The prior art discloses various technologies for the purpose of removing FA, e.g. air-borne when released from products or directly from well-known and widely used resins as introduced supra. U.S. Pat. No. 5,352,274 discloses air filtration utilizing a plurality of corrugated base sheets which are stacked or nestled and which have entrapped carbon dust for adsorption of impurities such as FA, acetaldehyde, and acrolein. This technology provides a method to adsorb FA molecules physically but not degradation by a chemical or biochemical reaction. U.S. Pat. No. 5,830,414 discloses the treatment of carbon fibers with an active small molecule such as a strong acid, strong base, or strong oxidizing agent. These chemicals can only be used to treat fibers having high chemical resistances such as activated carbon fibers. Further, fibers thus treated are potentially hazardous to handle. The use of formaldehyde degrading enzymes in air filters is described in JP2001340436.

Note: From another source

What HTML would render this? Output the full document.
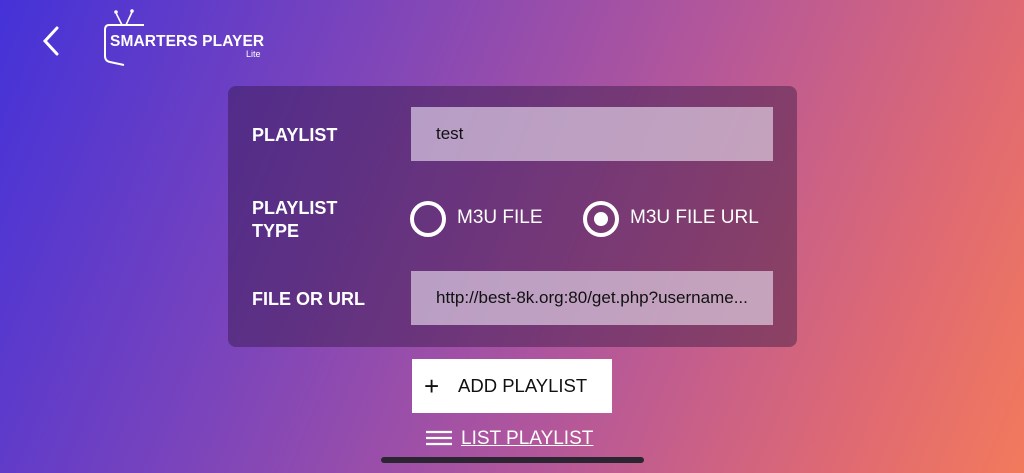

With respect to textile industry and building materials, FA reducing agents should not adversely affect fabric properties such as hand, shrinkage, strength retention and shade or whiteness or the mechanical properties of the particleboard. And, of course, it must be economical to use in production and efficient at reasonable levels. In the textile industry, compounds having active methylene groups have been used as FA reducing agents to reduce the amount of FA released from durable press-treated fabrics as described in Textile Chemist and Colorist, Vol. 16, No. 12, p. 33, December 1984 (published by the American Association of Textile Chemists and Colorists). FA reducing agents containing active methylene hydrogens also may be added to coating compositions containing urea/formaldehyde or melamine/formaldehyde resin to reduce formaldehyde concentration (e.g. described in U.S. Pat. No. 5,795,933). Also the addition of urea and its derivatives is known to scavenge formaldehyde.

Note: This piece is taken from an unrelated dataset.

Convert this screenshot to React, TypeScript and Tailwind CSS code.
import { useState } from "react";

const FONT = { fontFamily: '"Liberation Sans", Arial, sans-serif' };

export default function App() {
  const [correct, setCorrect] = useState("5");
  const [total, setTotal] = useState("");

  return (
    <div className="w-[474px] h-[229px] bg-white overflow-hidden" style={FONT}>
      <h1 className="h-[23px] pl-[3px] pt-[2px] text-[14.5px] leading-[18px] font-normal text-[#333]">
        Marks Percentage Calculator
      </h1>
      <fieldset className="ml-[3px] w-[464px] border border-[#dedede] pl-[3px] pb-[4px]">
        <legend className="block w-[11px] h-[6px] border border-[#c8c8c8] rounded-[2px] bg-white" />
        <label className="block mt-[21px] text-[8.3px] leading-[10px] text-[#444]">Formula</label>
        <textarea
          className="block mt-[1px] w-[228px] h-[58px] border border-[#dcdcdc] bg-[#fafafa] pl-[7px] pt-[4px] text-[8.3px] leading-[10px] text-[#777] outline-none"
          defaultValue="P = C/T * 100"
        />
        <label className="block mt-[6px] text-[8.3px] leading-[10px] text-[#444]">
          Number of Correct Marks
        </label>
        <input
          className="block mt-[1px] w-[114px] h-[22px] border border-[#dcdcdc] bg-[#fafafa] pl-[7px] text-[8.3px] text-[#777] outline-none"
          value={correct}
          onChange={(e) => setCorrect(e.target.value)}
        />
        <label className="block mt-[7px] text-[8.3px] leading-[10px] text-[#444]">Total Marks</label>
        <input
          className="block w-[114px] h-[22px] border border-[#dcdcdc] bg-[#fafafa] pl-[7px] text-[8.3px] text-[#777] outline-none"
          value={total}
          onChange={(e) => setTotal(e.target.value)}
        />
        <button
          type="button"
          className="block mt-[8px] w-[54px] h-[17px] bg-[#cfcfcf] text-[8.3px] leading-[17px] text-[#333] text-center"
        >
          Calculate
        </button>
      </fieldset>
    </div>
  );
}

The prior art has not disclosed FA reducing agents which are effective in reducing released FA to the low levels which are currently desired without detrimental effects on the properties of the materials to be treated with said resins. Currently, the FA reducing agents most widely used in durable press finishing compositions are polyhydric alcohols, such as diethylene glycol and sorbitol and in the manufacture of particleboard nitrogen containing compounds such as urea, melamine, diazine, triazine and amine compounds (U.S. Pat. No. 4,559,097). Compounds such as these, however, are not sufficiently effective in reducing FA levels to produce the low levels which are currently desired. Moreover, they only bind FA and do not catalyze its degradation. Also some formaldehyde scavengers like urea slow down reactivity of textile cross-linkers, reducing their efficiency.

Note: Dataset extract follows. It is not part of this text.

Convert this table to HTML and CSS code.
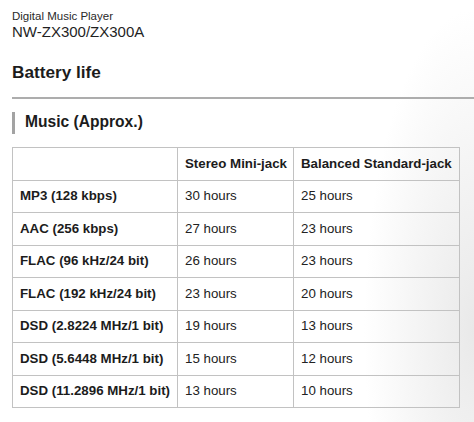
FILE: index.html
```html
<!DOCTYPE html>
<html lang="en">
<head>
<meta charset="utf-8">
<title>Battery life</title>
<link rel="stylesheet" href="styles.css">
</head>
<body>
<div class="page">
  <div class="series">Digital Music Player</div>
  <div class="model">NW-ZX300/ZX300A</div>
  <h1 class="title">Battery life</h1>
  <hr class="rule">
  <h2 class="section">Music (Approx.)</h2>
  <table class="spec">
    <colgroup>
      <col class="c1"><col class="c2"><col class="c3">
    </colgroup>
    <thead>
      <tr><th></th><th>Stereo Mini-jack</th><th>Balanced Standard-jack</th></tr>
    </thead>
    <tbody>
      <tr><th>MP3 (128 kbps)</th><td>30 hours</td><td>25 hours</td></tr>
      <tr><th>AAC (256 kbps)</th><td>27 hours</td><td>23 hours</td></tr>
      <tr><th>FLAC (96 kHz/24 bit)</th><td>26 hours</td><td>23 hours</td></tr>
      <tr><th>FLAC (192 kHz/24 bit)</th><td>23 hours</td><td>20 hours</td></tr>
      <tr><th>DSD (2.8224 MHz/1 bit)</th><td>19 hours</td><td>13 hours</td></tr>
      <tr><th>DSD (5.6448 MHz/1 bit)</th><td>15 hours</td><td>12 hours</td></tr>
      <tr><th>DSD (11.2896 MHz/1 bit)</th><td>13 hours</td><td>10 hours</td></tr>
    </tbody>
  </table>
</div>
</body>
</html>
```

FILE: styles.css
```css
html {
  background: #fff radial-gradient(ellipse 110px 320px at 100% 78%, #e9e9e9 0%, rgba(255,255,255,0) 100%) no-repeat;
  min-height: 100%;
}
body {
  margin: 0;
  font-family: "Liberation Sans", Arial, sans-serif;
  color: #1c1c1c;
}
.page {
  padding: 9px 0 0 12px;
}
.series {
  font-size: 11.5px;
  line-height: 14px;
  color: #2a2a2a;
}
.model {
  font-size: 15px;
  line-height: 18px;
  color: #1f1f1f;
}
.title {
  margin: 20px 0 0;
  font-size: 17.2px;
  line-height: 22px;
  font-weight: bold;
}
.rule {
  margin: 14px 0 0;
  border: 0;
  height: 2px;
  background: #adadad;
}
.section {
  margin: 13px 0 0;
  padding: 0 0 3px 10px;
  border-left: 3px solid #a3a3a3;
  font-size: 15.6px;
  line-height: 19px;
  font-weight: bold;
}
.spec {
  margin-top: 13px;
  width: 447px;
  border-collapse: collapse;
  table-layout: fixed;
  font-size: 13.3px;
}
.spec .c1 { width: 165px; }
.spec .c2 { width: 116px; }
.spec .c3 { width: 166px; }
.spec tr {
  height: 32.5px;
}
.spec th,
.spec td {
  border: 1px solid #c2c2c2;
  padding: 0 0 0 7px;
  text-align: left;
  vertical-align: middle;
  white-space: nowrap;
  line-height: 16px;
}
.spec th {
  font-weight: bold;
}
.spec td {
  font-weight: normal;
  color: #222;
}
```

Formaldehyde Dismutase (hereinafter referred to as “FDM”) activity has been first described by Kato and co-workers in 1983 (Kato et al., 1983, Agric. Biol. Chem., 47(1), pages 39-46) but no corresponding gene has been identified until 1995 (Yanase et al. 1995, Biosci. Biotechnol. Biochem., 59(2), 197-202). The first protocol for recombinant production and purification of soluble FDM has been published in 2002 (Yanase et al. 2002, Biosci. Biotechnol. Biochem., 66(1), 85-91). A crystal structure for FDM (Hasegawa et al. 2002, Acta Crystallogr., Sect. A, 58, C102-C102) and other related enzymes are available since 2002 (Tanaka et al. 2002, Journal of Molecular Biology, 324, 519-533).